La pacification des tribus traditionnellement en guerre a accéléré l’évolution des structures herbeuses et argileuses. Les dômes en herbe zoulou ont développé une effervescence baroque: le Sotho et le Ndebele ont associé la richesse croissante de leur robe à des fonds muraux de sophistication et de beauté croissantes. Les architectes missionnaires ont apporté un savoir-faire solide de la brique, ou des exploits d’improvisation dans les nouveaux matériaux végétaux.
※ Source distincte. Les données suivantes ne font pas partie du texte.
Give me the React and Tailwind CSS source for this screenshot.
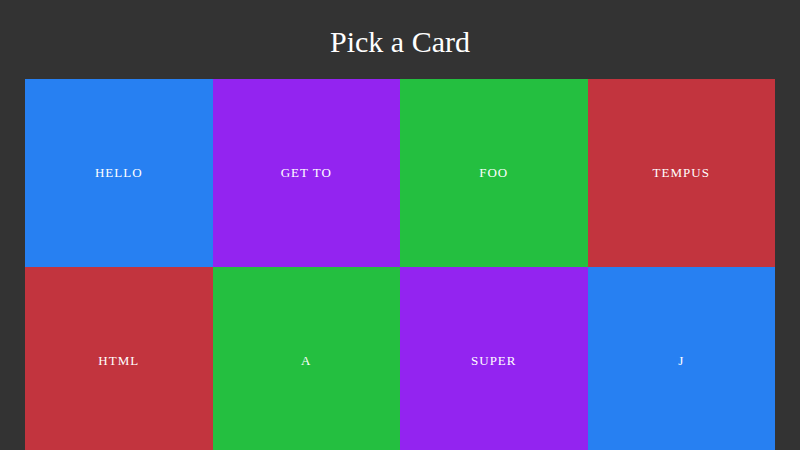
const cards = [
  { label: "Hello", color: "bg-[#2780f2]" },
  { label: "Get to", color: "bg-[#9324f0]" },
  { label: "Foo", color: "bg-[#24bf40]" },
  { label: "Tempus", color: "bg-[#c2343e]" },
  { label: "HTML", color: "bg-[#c2343e]" },
  { label: "A", color: "bg-[#24bf40]" },
  { label: "Super", color: "bg-[#9324f0]" },
  { label: "J", color: "bg-[#2780f2]" },
];

function Card({ label, color }) {
  return (
    <div className={`${color} aspect-square flex items-center justify-center`}>
      <span className="text-white text-[13px] uppercase tracking-[1px]">{label}</span>
    </div>
  );
}

export default function App() {
  return (
    <div className="min-h-screen bg-[#333333] px-[25px] font-['Liberation_Serif',serif]">
      {/* heading */}
      <div className="h-[79px] flex items-center justify-center">
        <h1 className="text-white text-[30px] leading-none pt-[4px]">Pick a Card</h1>
      </div>

      {/* card grid */}
      <div className="grid grid-cols-4">
        {cards.map((c) => (
          <Card key={c.label} label={c.label} color={c.color} />
        ))}
      </div>
    </div>
  );
}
L’imposition de la Pax Brittanica a apporté avec elle une architecture impériale. L’architecte, Herbert Baker, a consciemment adopté l’idiome hollandais du Cap avec le monumentalisme hellénistique et a développé un style qui répondait aux besoins pratiques de son temps tout en apportant une réponse adéquate au défi du paysage africain – vu dans le Mémorial de Rhodes ( 1908) proche de Devil’s Peak au Cap.

Au début du XXe siècle, le pays entre dans sa première révolution industrielle : la richesse croissante et un boom de la construction, un grand afflux d’immigrants et les exigences d’une infrastructure en expansion ont introduit une nouvelle échelle à l’architecture. Les édifices commerciaux de grande hauteur et les complexes de bâtiments publics de plus en plus grands posaient des défis que les méthodes de construction traditionnelles ne pouvaient plus relever. 

La compréhension de la situation par Herbert Baker était assortie de capacités de conception et d’organisation. Sa contribution, magnifiquement démontrée dans ses bâtiments de l’Union à Pretoria, a dominé la scène durant les 30 prochaines années.